In this early moment in the semester (Although I did just hear a faculty member in the business school reference midterms happening next week. Is that… a thing?), I want to take a moment to share some advice I’ve recently passed along to members of the Teaching Librarians Community here at Indiana University.
When a professor reaches out for instruction, treat this initial contact as a conversation opener, not a contract or requirement. You don’t have to say yes to the class as a whole or yes to agenda as they’ve proposed it. Instead, you can see this as an opportunity to engage in a conversation in order to arrive at a compromise that satisfies you both. Generally, conversations are much like a reference interview: What the person is asking about is often not what they need.
Additionally, you’re the expert in research. When we are too much in a service mindset, we can forget that we are experts in our own right. We try to do exactly as we are told and believe that this translates to respect from the faculty. It might, but often the service mentality means that our professional skills are lost in subservience. When you engage in a conversation with a professor, you’re asserting your expertise and competence.

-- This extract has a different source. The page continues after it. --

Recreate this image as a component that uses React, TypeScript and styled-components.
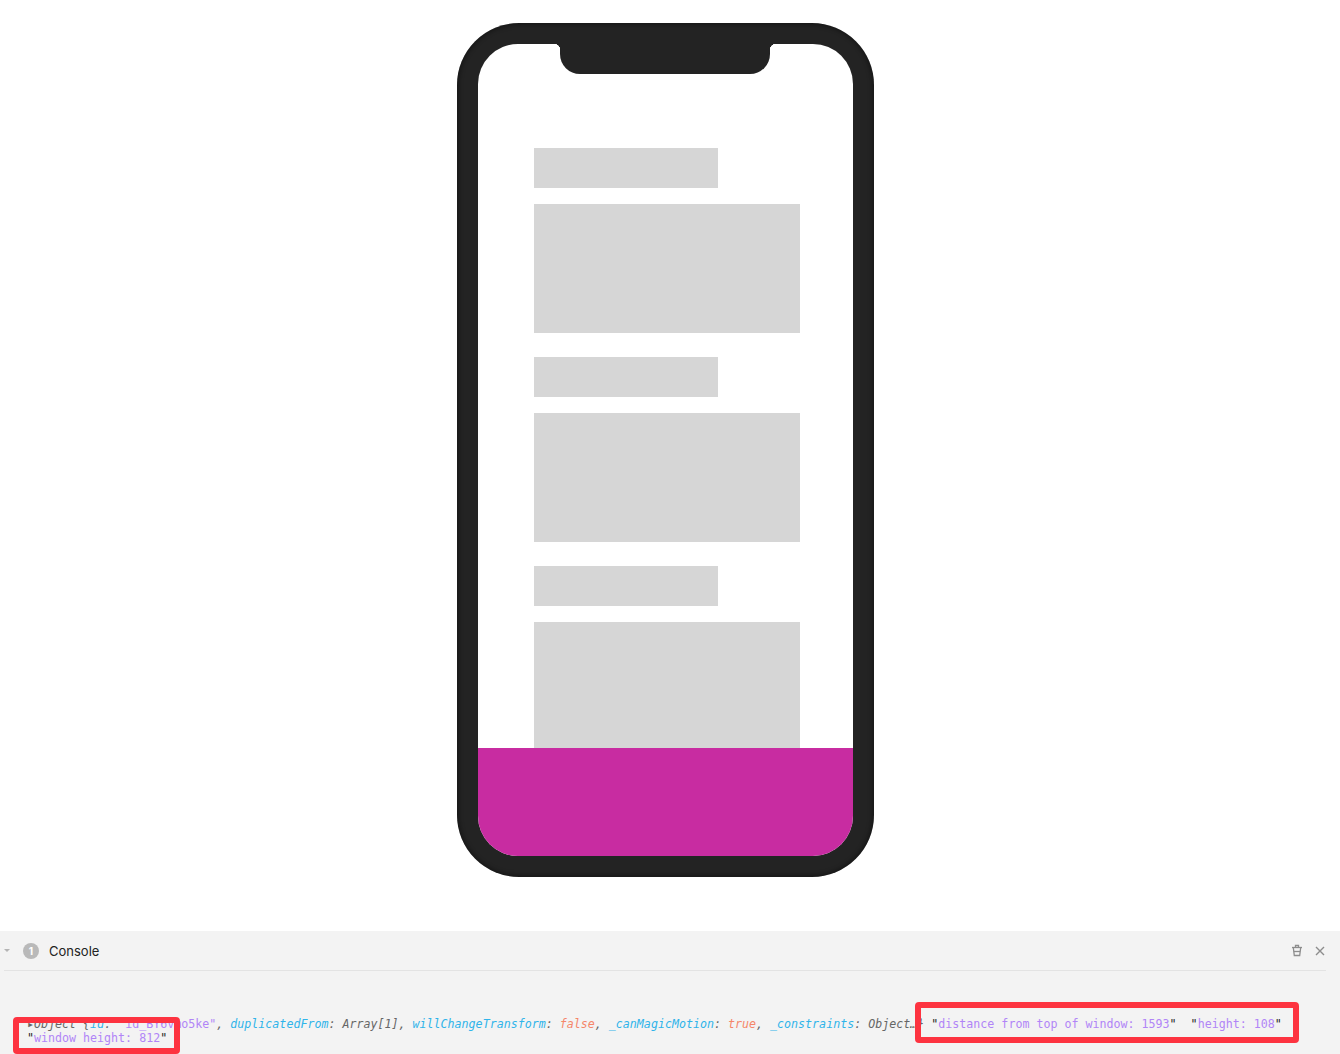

As a professional, you do not need to ask permission to teach class the way you want or to add things you think are important. Personally, I do not send my lesson plans to professors for approval. I do confirm with them the generalities of what I plan to cover and I do ask if they observe things in their students that they feel I should be aware of. I ask for feedback after the session and I am open to constructive criticism. But I do not ask for approval before I teach. When I teach a class I feel good about (not the one I’ve been told to teach or received faculty approval for beforehand), I’m automatically a better teacher. This translates to a better classroom environment, better discussions, and more learning for students. Invariably, the class is better, and the professor is happier. I even have data to prove it. At my previous institution, I gathered data among ENG101 faculty over the course of 4 years. They were happy enough when I did what they told me to do, but they were thrilled when I did what I felt was necessary. In other words, they were happier when I didn’t do what they told me to do.
When we talk about the challenges of faculty/librarian relationships, one of the most often cited frustrations of librarians is that faculty don’t “respect” us. While professional excellence is not the whole answer to the respect question, we certainly can’t have respect without excellence. So as we get into the swing of the semester, I challenge you to trust your skills as a professional and assert yourself enough to show them off.